• [EXERCISE]:
Exclude the pictures and reproduce the remaining data exactly as written.

• [RECORDED INFORMATION]:
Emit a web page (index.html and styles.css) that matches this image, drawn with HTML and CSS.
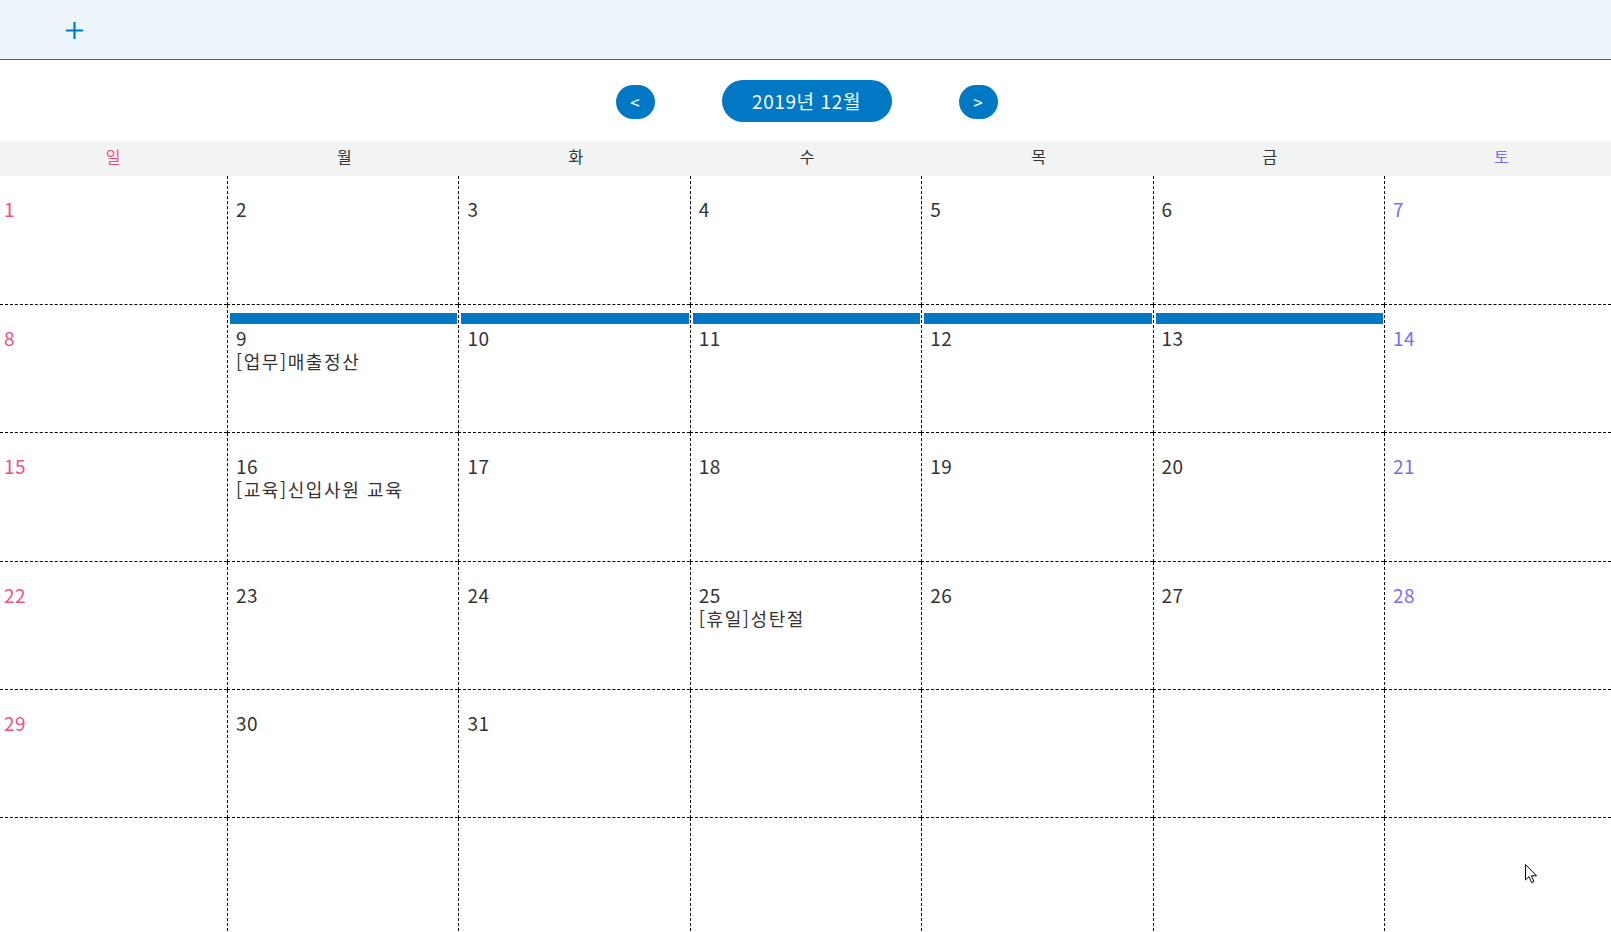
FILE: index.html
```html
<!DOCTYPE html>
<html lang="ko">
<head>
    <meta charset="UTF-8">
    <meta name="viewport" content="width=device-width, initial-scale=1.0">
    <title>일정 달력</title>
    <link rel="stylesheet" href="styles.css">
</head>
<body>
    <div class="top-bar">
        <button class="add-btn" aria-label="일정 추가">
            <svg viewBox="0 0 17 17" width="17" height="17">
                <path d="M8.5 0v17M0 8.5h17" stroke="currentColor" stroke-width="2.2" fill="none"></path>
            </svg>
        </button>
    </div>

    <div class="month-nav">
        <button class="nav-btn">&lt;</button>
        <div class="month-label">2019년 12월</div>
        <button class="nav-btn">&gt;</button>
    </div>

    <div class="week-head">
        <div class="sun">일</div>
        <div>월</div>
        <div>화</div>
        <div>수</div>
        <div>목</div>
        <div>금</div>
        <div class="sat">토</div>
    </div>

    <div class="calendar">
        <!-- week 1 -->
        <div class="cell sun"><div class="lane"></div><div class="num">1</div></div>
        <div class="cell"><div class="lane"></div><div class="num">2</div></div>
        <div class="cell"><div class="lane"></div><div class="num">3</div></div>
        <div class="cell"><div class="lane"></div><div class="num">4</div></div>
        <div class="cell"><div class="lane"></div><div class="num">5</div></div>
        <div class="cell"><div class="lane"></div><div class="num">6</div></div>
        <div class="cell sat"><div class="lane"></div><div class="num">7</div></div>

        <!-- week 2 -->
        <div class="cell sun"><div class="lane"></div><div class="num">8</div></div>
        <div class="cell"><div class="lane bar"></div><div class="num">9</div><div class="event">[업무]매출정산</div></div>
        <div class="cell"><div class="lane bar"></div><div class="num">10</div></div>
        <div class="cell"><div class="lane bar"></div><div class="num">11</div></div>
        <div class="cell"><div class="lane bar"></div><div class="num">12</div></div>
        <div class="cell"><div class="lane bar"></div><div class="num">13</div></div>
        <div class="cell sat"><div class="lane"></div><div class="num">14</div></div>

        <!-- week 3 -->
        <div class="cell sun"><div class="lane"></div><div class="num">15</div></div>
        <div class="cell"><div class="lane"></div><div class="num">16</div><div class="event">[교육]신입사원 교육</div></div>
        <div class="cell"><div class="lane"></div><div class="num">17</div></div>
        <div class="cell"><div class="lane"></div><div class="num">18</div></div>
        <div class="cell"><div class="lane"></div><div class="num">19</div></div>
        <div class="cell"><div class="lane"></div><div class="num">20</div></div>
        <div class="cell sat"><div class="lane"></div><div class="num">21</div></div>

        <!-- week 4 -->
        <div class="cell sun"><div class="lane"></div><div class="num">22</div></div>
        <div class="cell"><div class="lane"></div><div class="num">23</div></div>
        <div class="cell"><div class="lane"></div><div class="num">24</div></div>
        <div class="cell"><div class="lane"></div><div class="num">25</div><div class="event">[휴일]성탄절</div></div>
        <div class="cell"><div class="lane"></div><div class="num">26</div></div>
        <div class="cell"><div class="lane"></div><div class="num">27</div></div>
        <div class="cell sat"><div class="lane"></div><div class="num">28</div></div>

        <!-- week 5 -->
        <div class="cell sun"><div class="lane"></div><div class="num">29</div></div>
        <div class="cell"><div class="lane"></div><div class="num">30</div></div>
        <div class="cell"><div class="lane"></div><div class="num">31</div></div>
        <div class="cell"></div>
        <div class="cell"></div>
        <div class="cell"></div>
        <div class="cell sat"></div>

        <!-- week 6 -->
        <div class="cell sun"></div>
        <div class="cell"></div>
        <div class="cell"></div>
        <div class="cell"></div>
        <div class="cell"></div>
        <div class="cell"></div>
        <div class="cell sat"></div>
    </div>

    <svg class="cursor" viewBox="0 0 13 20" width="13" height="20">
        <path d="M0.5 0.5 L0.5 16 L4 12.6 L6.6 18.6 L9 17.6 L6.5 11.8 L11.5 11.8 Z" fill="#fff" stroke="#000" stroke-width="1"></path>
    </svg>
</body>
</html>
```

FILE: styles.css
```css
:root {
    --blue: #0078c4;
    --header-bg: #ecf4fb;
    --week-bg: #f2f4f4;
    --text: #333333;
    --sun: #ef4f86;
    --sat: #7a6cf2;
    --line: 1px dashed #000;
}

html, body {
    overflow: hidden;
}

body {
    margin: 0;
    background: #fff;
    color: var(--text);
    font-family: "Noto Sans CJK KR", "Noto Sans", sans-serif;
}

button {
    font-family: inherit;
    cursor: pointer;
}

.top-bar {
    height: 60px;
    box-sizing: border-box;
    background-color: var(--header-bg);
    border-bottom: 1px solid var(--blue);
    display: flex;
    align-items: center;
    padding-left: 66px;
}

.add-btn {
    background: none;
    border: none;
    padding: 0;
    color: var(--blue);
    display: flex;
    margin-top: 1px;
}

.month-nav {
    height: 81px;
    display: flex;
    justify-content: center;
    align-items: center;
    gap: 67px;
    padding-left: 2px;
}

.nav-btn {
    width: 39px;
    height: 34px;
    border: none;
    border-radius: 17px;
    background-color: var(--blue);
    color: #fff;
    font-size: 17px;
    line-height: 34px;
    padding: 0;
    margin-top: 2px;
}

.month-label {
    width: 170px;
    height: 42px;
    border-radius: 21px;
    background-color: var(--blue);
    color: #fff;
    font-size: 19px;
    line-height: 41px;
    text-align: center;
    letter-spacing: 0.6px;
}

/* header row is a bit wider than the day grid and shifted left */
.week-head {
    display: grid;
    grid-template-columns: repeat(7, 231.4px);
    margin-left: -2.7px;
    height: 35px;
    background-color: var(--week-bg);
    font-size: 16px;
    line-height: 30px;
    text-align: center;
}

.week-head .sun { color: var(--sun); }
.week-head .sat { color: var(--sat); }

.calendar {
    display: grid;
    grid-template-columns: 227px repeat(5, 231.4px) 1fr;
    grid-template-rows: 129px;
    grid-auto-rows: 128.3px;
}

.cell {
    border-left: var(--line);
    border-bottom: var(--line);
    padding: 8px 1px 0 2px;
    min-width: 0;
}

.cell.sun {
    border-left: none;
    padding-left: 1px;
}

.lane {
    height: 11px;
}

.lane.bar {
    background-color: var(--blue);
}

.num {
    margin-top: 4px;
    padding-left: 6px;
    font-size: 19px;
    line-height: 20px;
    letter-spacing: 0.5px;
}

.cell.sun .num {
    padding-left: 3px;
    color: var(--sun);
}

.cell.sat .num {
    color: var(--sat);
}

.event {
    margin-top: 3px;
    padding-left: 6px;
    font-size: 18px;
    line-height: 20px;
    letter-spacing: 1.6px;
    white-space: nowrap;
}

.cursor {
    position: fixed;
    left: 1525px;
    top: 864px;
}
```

• [WRITTEN SOLUTION]:
Emit a web page (index.html and styles.css) that matches this image, drawn with HTML and CSS.
FILE: index.html
```html
<!DOCTYPE html>
<html lang="ko">
<head>
    <meta charset="UTF-8">
    <meta name="viewport" content="width=device-width, initial-scale=1.0">
    <title>일정 달력</title>
    <link rel="stylesheet" href="styles.css">
</head>
<body>
    <div class="top-bar">
        <button class="add-btn" aria-label="일정 추가">
            <svg viewBox="0 0 17 17" width="17" height="17">
                <path d="M8.5 0v17M0 8.5h17" stroke="currentColor" stroke-width="2.2" fill="none"></path>
            </svg>
        </button>
    </div>

    <div class="month-nav">
        <button class="nav-btn">&lt;</button>
        <div class="month-label">2019년 12월</div>
        <button class="nav-btn">&gt;</button>
    </div>

    <div class="week-head">
        <div class="sun">일</div>
        <div>월</div>
        <div>화</div>
        <div>수</div>
        <div>목</div>
        <div>금</div>
        <div class="sat">토</div>
    </div>

    <div class="calendar">
        <!-- week 1 -->
        <div class="cell sun"><div class="lane"></div><div class="num">1</div></div>
        <div class="cell"><div class="lane"></div><div class="num">2</div></div>
        <div class="cell"><div class="lane"></div><div class="num">3</div></div>
        <div class="cell"><div class="lane"></div><div class="num">4</div></div>
        <div class="cell"><div class="lane"></div><div class="num">5</div></div>
        <div class="cell"><div class="lane"></div><div class="num">6</div></div>
        <div class="cell sat"><div class="lane"></div><div class="num">7</div></div>

        <!-- week 2 -->
        <div class="cell sun"><div class="lane"></div><div class="num">8</div></div>
        <div class="cell"><div class="lane bar"></div><div class="num">9</div><div class="event">[업무]매출정산</div></div>
        <div class="cell"><div class="lane bar"></div><div class="num">10</div></div>
        <div class="cell"><div class="lane bar"></div><div class="num">11</div></div>
        <div class="cell"><div class="lane bar"></div><div class="num">12</div></div>
        <div class="cell"><div class="lane bar"></div><div class="num">13</div></div>
        <div class="cell sat"><div class="lane"></div><div class="num">14</div></div>

        <!-- week 3 -->
        <div class="cell sun"><div class="lane"></div><div class="num">15</div></div>
        <div class="cell"><div class="lane"></div><div class="num">16</div><div class="event">[교육]신입사원 교육</div></div>
        <div class="cell"><div class="lane"></div><div class="num">17</div></div>
        <div class="cell"><div class="lane"></div><div class="num">18</div></div>
        <div class="cell"><div class="lane"></div><div class="num">19</div></div>
        <div class="cell"><div class="lane"></div><div class="num">20</div></div>
        <div class="cell sat"><div class="lane"></div><div class="num">21</div></div>

        <!-- week 4 -->
        <div class="cell sun"><div class="lane"></div><div class="num">22</div></div>
        <div class="cell"><div class="lane"></div><div class="num">23</div></div>
        <div class="cell"><div class="lane"></div><div class="num">24</div></div>
        <div class="cell"><div class="lane"></div><div class="num">25</div><div class="event">[휴일]성탄절</div></div>
        <div class="cell"><div class="lane"></div><div class="num">26</div></div>
        <div class="cell"><div class="lane"></div><div class="num">27</div></div>
        <div class="cell sat"><div class="lane"></div><div class="num">28</div></div>

        <!-- week 5 -->
        <div class="cell sun"><div class="lane"></div><div class="num">29</div></div>
        <div class="cell"><div class="lane"></div><div class="num">30</div></div>
        <div class="cell"><div class="lane"></div><div class="num">31</div></div>
        <div class="cell"></div>
        <div class="cell"></div>
        <div class="cell"></div>
        <div class="cell sat"></div>

        <!-- week 6 -->
        <div class="cell sun"></div>
        <div class="cell"></div>
        <div class="cell"></div>
        <div class="cell"></div>
        <div class="cell"></div>
        <div class="cell"></div>
        <div class="cell sat"></div>
    </div>

    <svg class="cursor" viewBox="0 0 13 20" width="13" height="20">
        <path d="M0.5 0.5 L0.5 16 L4 12.6 L6.6 18.6 L9 17.6 L6.5 11.8 L11.5 11.8 Z" fill="#fff" stroke="#000" stroke-width="1"></path>
    </svg>
</body>
</html>
```

FILE: styles.css
```css
:root {
    --blue: #0078c4;
    --header-bg: #ecf4fb;
    --week-bg: #f2f4f4;
    --text: #333333;
    --sun: #ef4f86;
    --sat: #7a6cf2;
    --line: 1px dashed #000;
}

html, body {
    overflow: hidden;
}

body {
    margin: 0;
    background: #fff;
    color: var(--text);
    font-family: "Noto Sans CJK KR", "Noto Sans", sans-serif;
}

button {
    font-family: inherit;
    cursor: pointer;
}

.top-bar {
    height: 60px;
    box-sizing: border-box;
    background-color: var(--header-bg);
    border-bottom: 1px solid var(--blue);
    display: flex;
    align-items: center;
    padding-left: 66px;
}

.add-btn {
    background: none;
    border: none;
    padding: 0;
    color: var(--blue);
    display: flex;
    margin-top: 1px;
}

.month-nav {
    height: 81px;
    display: flex;
    justify-content: center;
    align-items: center;
    gap: 67px;
    padding-left: 2px;
}

.nav-btn {
    width: 39px;
    height: 34px;
    border: none;
    border-radius: 17px;
    background-color: var(--blue);
    color: #fff;
    font-size: 17px;
    line-height: 34px;
    padding: 0;
    margin-top: 2px;
}

.month-label {
    width: 170px;
    height: 42px;
    border-radius: 21px;
    background-color: var(--blue);
    color: #fff;
    font-size: 19px;
    line-height: 41px;
    text-align: center;
    letter-spacing: 0.6px;
}

/* header row is a bit wider than the day grid and shifted left */
.week-head {
    display: grid;
    grid-template-columns: repeat(7, 231.4px);
    margin-left: -2.7px;
    height: 35px;
    background-color: var(--week-bg);
    font-size: 16px;
    line-height: 30px;
    text-align: center;
}

.week-head .sun { color: var(--sun); }
.week-head .sat { color: var(--sat); }

.calendar {
    display: grid;
    grid-template-columns: 227px repeat(5, 231.4px) 1fr;
    grid-template-rows: 129px;
    grid-auto-rows: 128.3px;
}

.cell {
    border-left: var(--line);
    border-bottom: var(--line);
    padding: 8px 1px 0 2px;
    min-width: 0;
}

.cell.sun {
    border-left: none;
    padding-left: 1px;
}

.lane {
    height: 11px;
}

.lane.bar {
    background-color: var(--blue);
}

.num {
    margin-top: 4px;
    padding-left: 6px;
    font-size: 19px;
    line-height: 20px;
    letter-spacing: 0.5px;
}

.cell.sun .num {
    padding-left: 3px;
    color: var(--sun);
}

.cell.sat .num {
    color: var(--sat);
}

.event {
    margin-top: 3px;
    padding-left: 6px;
    font-size: 18px;
    line-height: 20px;
    letter-spacing: 1.6px;
    white-space: nowrap;
}

.cursor {
    position: fixed;
    left: 1525px;
    top: 864px;
}
```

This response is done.